Auch in Berlin konnte Heinrich von Kleist mit seinen Abendblättern (dem 1810/11 ersten täglich erscheinenden Periodikum Deutschlands) diese dicht machen, weil er die notwendigen Informationen nicht mehr erhielt (die Leser kauften den Abendblätter in erster Linie wegen der Polizeiberichte, weniger wegen Kleists sonstigen Texten), weil er sich bei den Franzosen mit seiner mal mehr mal weniger unterschwelligen Kritik unbeliebt gemacht hatte.

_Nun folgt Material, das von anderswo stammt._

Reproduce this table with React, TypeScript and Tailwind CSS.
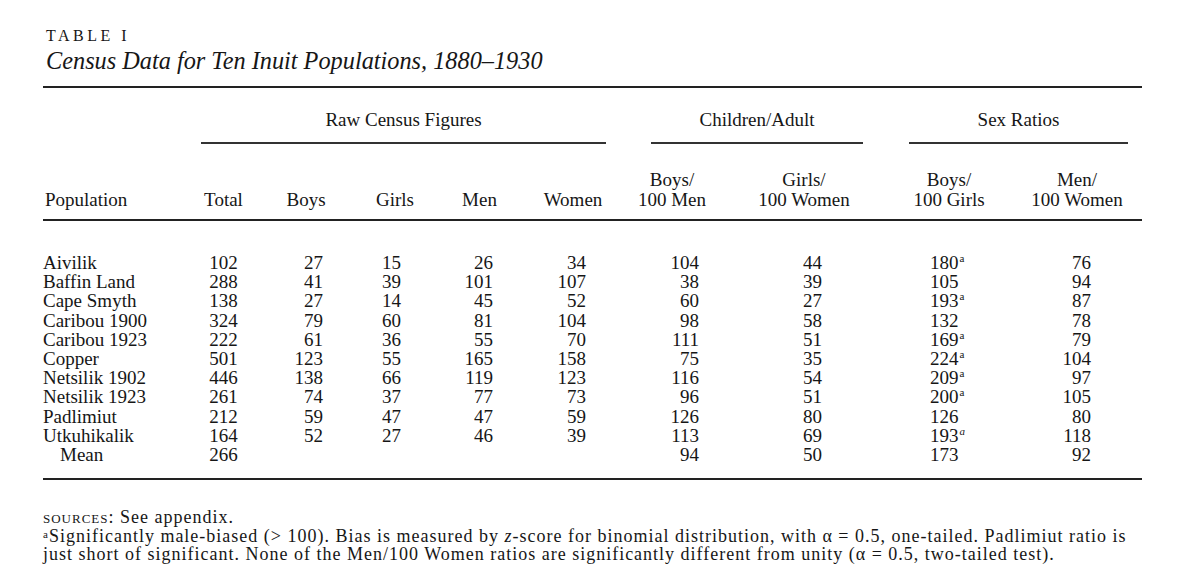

So ganz überzeugt das nicht. Die Frage ist: Heiligt der Zweck (der ja zu hinterfragen wäre) die Mittel?

Nichts gegen Napoleons Eroberungen im Zuge der Koalitionskriege - aber wie rechtfertigt sich der Angriff auf die verbündeten Spanier?!
 
Wenn man sich anschaut, wie selbstsüchtig Napoleon das Fell des erlegten Bären verteilt hat, wie unerbittlich er Kritik und Unabhängigkeitsbestrebungen verfolgte, scheint mir klar zu sein, dass seine ach-so-gepriesenen Reformen nur Stillhaltetropfen für die unterworfenen Völker waren – in Frankreich selbst hatte er gesehen, dass er nur den Anschein waren musste, und seine Position war gefestigt. Militärisch war der Mann ein Genie, aber wie fast alle Genies auch mit pathologischen Charakterzügen, der zur Befriedigung seines Egos buchstäblich über Leichen ging. Und zwar bis zu 6,5 Mio. Leichen, wenn man der Wikipedia glauben darf.

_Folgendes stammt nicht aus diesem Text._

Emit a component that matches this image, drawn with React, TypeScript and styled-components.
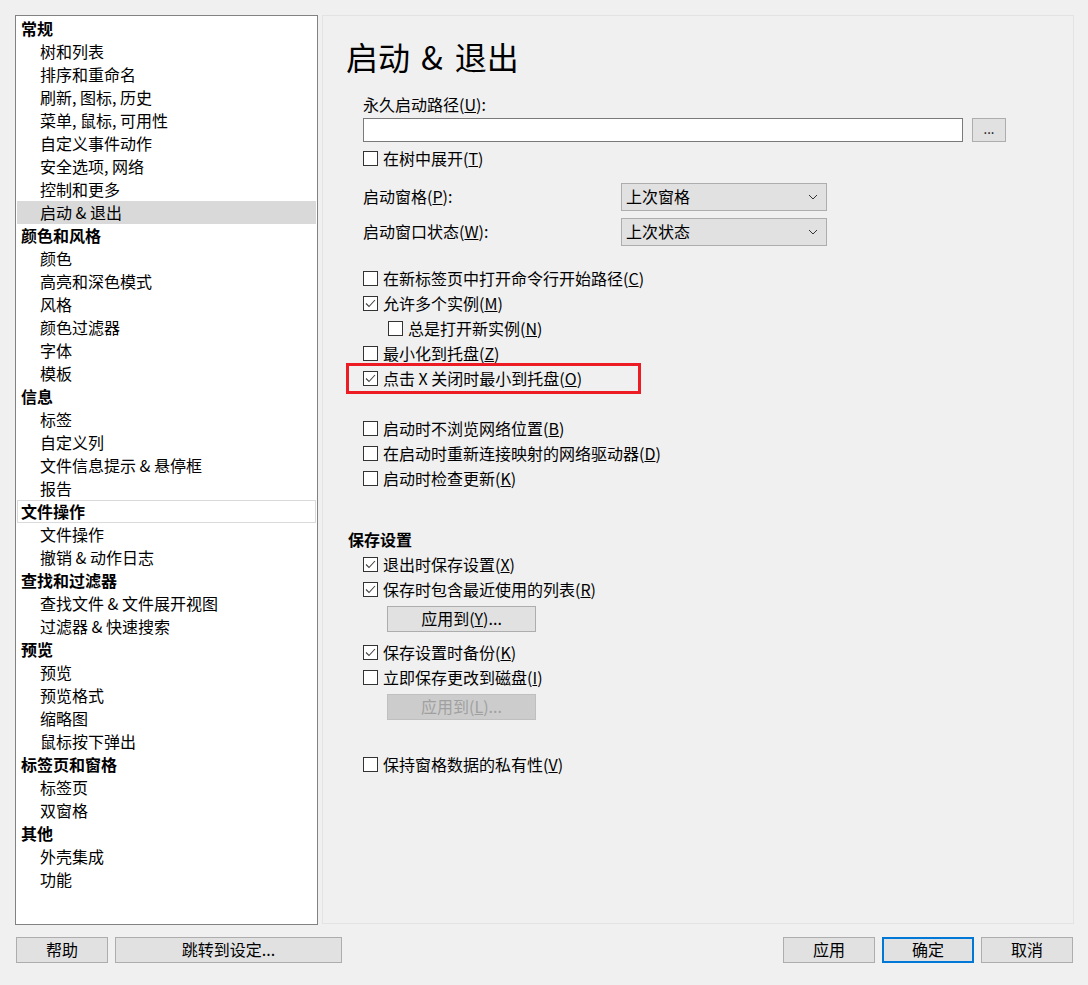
import React from "react";
import styled, { createGlobalStyle } from "styled-components";

const GlobalStyle = createGlobalStyle`
    html, body {
        margin: 0;
        padding: 0;
        background: #f0f0f0;
    }
    body {
        font-family: "Noto Sans CJK SC", "Noto Sans", sans-serif;
        font-size: 16px;
        color: #000;
    }
`;

const Window = styled.div`
    width: 1088px;
    height: 985px;
    box-sizing: border-box;
    padding: 15px 0 0 15px;
    display: flex;
    flex-direction: column;
`;

const Main = styled.div`
    display: flex;
    gap: 4px;
    height: 910px;
`;

const Tree = styled.div`
    width: 303px;
    height: 910px;
    box-sizing: border-box;
    border: 1px solid #828282;
    background: #fff;
    padding: 1px 1px 0;
    overflow: hidden;
`;

const TreeRow = styled.div<{ $category?: boolean; $selected?: boolean; $focused?: boolean }>`
    height: 23px;
    box-sizing: border-box;
    display: flex;
    align-items: center;
    padding-left: ${(p) => (p.$category ? "3px" : "22px")};
    padding-bottom: 2px;
    font-weight: ${(p) => (p.$category ? 700 : 400)};
    background: ${(p) => (p.$selected ? "#d9d9d9" : "transparent")};
    border: 1px solid ${(p) => (p.$focused ? "#dadada" : "transparent")};
    white-space: nowrap;
    line-height: 20px;
`;

const Panel = styled.div`
    width: 752px;
    height: 909px;
    box-sizing: border-box;
    border: 1px solid #e3e3e3;
    display: flex;
    flex-direction: column;
`;

const Title = styled.h1`
    margin: 20px 0 0 23px;
    font-size: 32px;
    font-weight: 400;
    line-height: 40px;
    height: 41px;
    white-space: nowrap;
`;

const Amp = styled.span`
    margin: 0 12px 0 11px;
`;

const Group = styled.div<{ $top?: number }>`
    padding-left: 40px;
    margin-top: ${(p) => p.$top ?? 0}px;
    display: flex;
    flex-direction: column;
    align-items: flex-start;
`;

const SectionHead = styled.div<{ $top?: number }>`
    margin: ${(p) => p.$top ?? 0}px 0 0 25px;
    height: 25px;
    box-sizing: border-box;
    padding-bottom: 2px;
    display: flex;
    align-items: center;
    font-weight: 700;
`;

const Label = styled.div`
    height: 24px;
    box-sizing: border-box;
    padding-bottom: 2px;
    display: flex;
    align-items: center;
    white-space: nowrap;
`;

const PathRow = styled.div`
    display: flex;
    gap: 9px;
    margin-top: 1px;
`;

const TextInput = styled.div`
    width: 600px;
    height: 24px;
    box-sizing: border-box;
    border: 1px solid #7a7a7a;
    background: #fff;
`;

const Button = styled.div<{ $w: number; $h?: number; $disabled?: boolean; $default?: boolean; $top?: number; $left?: number }>`
    width: ${(p) => p.$w}px;
    height: ${(p) => p.$h ?? 26}px;
    margin-top: ${(p) => p.$top ?? 0}px;
    margin-left: ${(p) => p.$left ?? 0}px;
    box-sizing: border-box;
    display: flex;
    align-items: center;
    justify-content: center;
    padding-bottom: 2px;
    background: ${(p) => (p.$disabled ? "#cccccc" : "#e1e1e1")};
    border: ${(p) =>
        p.$default ? "2px solid #0078d7" : p.$disabled ? "1px solid #bfbfbf" : "1px solid #adadad"};
    color: ${(p) => (p.$disabled ? "#a0a0a0" : "#000")};
    white-space: nowrap;
    line-height: 1;
`;

const SmallButton = styled(Button)`
    font-size: 13px;
    padding-bottom: 4px;
`;

const CheckRow = styled.div<{ $indent?: number; $top?: number; $marked?: boolean }>`
    position: relative;
    height: 25px;
    margin-top: ${(p) => p.$top ?? 0}px;
    padding-left: ${(p) => p.$indent ?? 0}px;
    display: flex;
    align-items: center;
    gap: 5px;
    white-space: nowrap;

    ${(p) =>
        p.$marked &&
        `
        &::after {
            content: "";
            position: absolute;
            left: -17px;
            top: -3px;
            width: 295px;
            height: 31px;
            box-sizing: border-box;
            border: 3px solid #ed1c24;
        }
    `}
`;

const CheckText = styled.span`
    margin-top: -2px;
`;

const Box = styled.span`
    width: 15px;
    height: 15px;
    box-sizing: border-box;
    border: 1px solid #333;
    background: #fff;
    display: flex;
    align-items: center;
    justify-content: center;
    flex: none;
`;

const SelectRow = styled.div<{ $top?: number }>`
    display: flex;
    align-items: center;
    margin-top: ${(p) => p.$top ?? 0}px;
`;

const SelectLabel = styled.div`
    width: 258px;
    white-space: nowrap;
    margin-top: -2px;
`;

const Select = styled.div`
    width: 206px;
    height: 28px;
    box-sizing: border-box;
    border: 1px solid #adadad;
    background: #e1e1e1;
    display: flex;
    align-items: center;
    justify-content: space-between;
    padding: 0 8px 2px 4px;
`;

const Footer = styled.div`
    margin-top: 12px;
    display: flex;
    justify-content: space-between;
    padding: 0 15px 0 1px;
`;

const ButtonGroup = styled.div`
    display: flex;
    gap: 7px;
`;

const Check = ({ checked }: { checked?: boolean }) => (
    <Box>
        {checked && (
            <svg width="11" height="9" viewBox="0 0 11 9">
                <polyline points="1,4.5 4,7.5 10,1" fill="none" stroke="#444" strokeWidth="1.1" />
            </svg>
        )}
    </Box>
);

const Chevron = () => (
    <svg width="10" height="6" viewBox="0 0 10 6" style={{ marginTop: 2 }}>
        <polyline points="1,1 5,5 9,1" fill="none" stroke="#333" strokeWidth="1" />
    </svg>
);

const Key = ({ k }: { k: string }) => (
    <>
        (<u>{k}</u>)
    </>
);

interface Option {
    text: string;
    k: string;
    checked?: boolean;
    indent?: number;
    top?: number;
    marked?: boolean;
}

const Option = ({ text, k, checked, indent, top, marked }: Option) => (
    <CheckRow $indent={indent} $top={top} $marked={marked}>
        <Check checked={checked} />
        <CheckText>
            {text}
            <Key k={k} />
        </CheckText>
    </CheckRow>
);

const TREE: [string, boolean?][] = [
    ["常规", true],
    ["树和列表"],
    ["排序和重命名"],
    ["刷新, 图标, 历史"],
    ["菜单, 鼠标, 可用性"],
    ["自定义事件动作"],
    ["安全选项, 网络"],
    ["控制和更多"],
    ["启动 & 退出"],
    ["颜色和风格", true],
    ["颜色"],
    ["高亮和深色模式"],
    ["风格"],
    ["颜色过滤器"],
    ["字体"],
    ["模板"],
    ["信息", true],
    ["标签"],
    ["自定义列"],
    ["文件信息提示 & 悬停框"],
    ["报告"],
    ["文件操作", true],
    ["文件操作"],
    ["撤销 & 动作日志"],
    ["查找和过滤器", true],
    ["查找文件 & 文件展开视图"],
    ["过滤器 & 快速搜索"],
    ["预览", true],
    ["预览"],
    ["预览格式"],
    ["缩略图"],
    ["鼠标按下弹出"],
    ["标签页和窗格", true],
    ["标签页"],
    ["双窗格"],
    ["其他", true],
    ["外壳集成"],
    ["功能"],
];

const STARTUP: Option[] = [
    { text: "在新标签页中打开命令行开始路径", k: "C" },
    { text: "允许多个实例", k: "M", checked: true },
    { text: "总是打开新实例", k: "N", indent: 25 },
    { text: "最小化到托盘", k: "Z" },
    { text: "点击 X 关闭时最小到托盘", k: "O", checked: true, marked: true },
];

const NETWORK: Option[] = [
    { text: "启动时不浏览网络位置", k: "B" },
    { text: "在启动时重新连接映射的网络驱动器", k: "D" },
    { text: "启动时检查更新", k: "K" },
];

export default function App() {
    return (
        <>
            <GlobalStyle />
            <Window>
                <Main>
                    <Tree>
                        {TREE.map(([name, cat], i) => (
                            <TreeRow key={i} $category={cat} $selected={i === 8} $focused={i === 21}>
                                {name}
                            </TreeRow>
                        ))}
                    </Tree>
                    <Panel>
                        <Title>
                            启动<Amp>&amp;</Amp>退出
                        </Title>
                        <Group $top={16}>
                            <Label>
                                永久启动路径<Key k="U" />:
                            </Label>
                            <PathRow>
                                <TextInput />
                                <SmallButton $w={34} $h={24}>...</SmallButton>
                            </PathRow>
                            <Option text="在树中展开" k="T" top={4} />
                            <SelectRow $top={12}>
                                <SelectLabel>
                                    启动窗格<Key k="P" />:
                                </SelectLabel>
                                <Select>
                                    上次窗格
                                    <Chevron />
                                </Select>
                            </SelectRow>
                            <SelectRow $top={7}>
                                <SelectLabel>
                                    启动窗口状态<Key k="W" />:
                                </SelectLabel>
                                <Select>
                                    上次状态
                                    <Chevron />
                                </Select>
                            </SelectRow>
                        </Group>
                        <Group $top={20}>
                            {STARTUP.map((o) => (
                                <Option key={o.k} {...o} />
                            ))}
                        </Group>
                        <Group $top={25}>
                            {NETWORK.map((o) => (
                                <Option key={o.k} {...o} />
                            ))}
                        </Group>
                        <SectionHead $top={36}>保存设置</SectionHead>
                        <Group>
                            <Option text="退出时保存设置" k="X" checked />
                            <Option text="保存时包含最近使用的列表" k="R" checked />
                            <Button $w={149} $top={4} $left={24}>
                                应用到<Key k="Y" />...
                            </Button>
                            <Option text="保存设置时备份" k="K" checked top={8} />
                            <Option text="立即保存更改到磁盘" k="I" />
                            <Button $w={149} $top={4} $left={24} $disabled>
                                应用到<Key k="L" />...
                            </Button>
                            <Option text="保持窗格数据的私有性" k="V" top={32} />
                        </Group>
                    </Panel>
                </Main>
                <Footer>
                    <ButtonGroup>
                        <Button $w={92}>帮助</Button>
                        <Button $w={227}>跳转到设定...</Button>
                    </ButtonGroup>
                    <ButtonGroup>
                        <Button $w={92}>应用</Button>
                        <Button $w={92} $default>
                            确定
                        </Button>
                        <Button $w={92}>取消</Button>
                    </ButtonGroup>
                </Footer>
            </Window>
        </>
    );
}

Ich sehe nicht, wie selbst der Code Civil da zu einer Bewertung als moralisch ambivalenter Figur führen könnte. Allerdings gebe ich gerne zu, dass ich mich ohnehin frage, warum dieser Mann nicht allgemein unter den großen europäischen Tyrannen eingereiht, sondern auch noch als eine Art Vater Europas bewundert wird. Zumal er anders als andere Männer seines Kalibers in einer Zeit "wirkte", in der Aufklärung und Humanismus ihm bereits das Unmoralische seines Tuns hätten aufzeigen können. Episoden wie den Streit von 2015 zwischen Frankreich und Belgien, welches eine Waterloo-Gedenkmünze auf französischen Druck hin wieder einstampfen musste, weil die angeblich die Gefühle Frankreichs verletze und einen großen Europäer diskreditiere, erfüllen mich eher mit Schauder als Belustigung.
 
Aber er war eben nicht nur fähiger Militär und Eroberer, sondern auch derjenige, der die Früchte der Französischen Revolution nach Europa (und darüber hinaus) gebracht hatte. Dass das unter Zwang geschah, war wohl notwendig, denn von allein wäre der Adel – und mit ihm die damaligen Monarchien – nicht bereit gewesen, die Menschen- bzw. Bürgerrechte, die der Code civil mitbrachte, zu akzeptieren. Jedenfalls nicht so schnell.

Inwiefern waren denn die Monarchen unbedingt das große Problem, das gesellschaftlichen Reformen im Weg stand?

In Großbritannien war die Monarchie seit Beginn des 18. Jahrhunderts weitgehend entmachtet.

Ein Zar Alexander I. hatte zu Beginn seiner Regntschaft durchaus recht liberale Ideen und Reformvorstellungen, zum Reaktionär wandete er sich erst später.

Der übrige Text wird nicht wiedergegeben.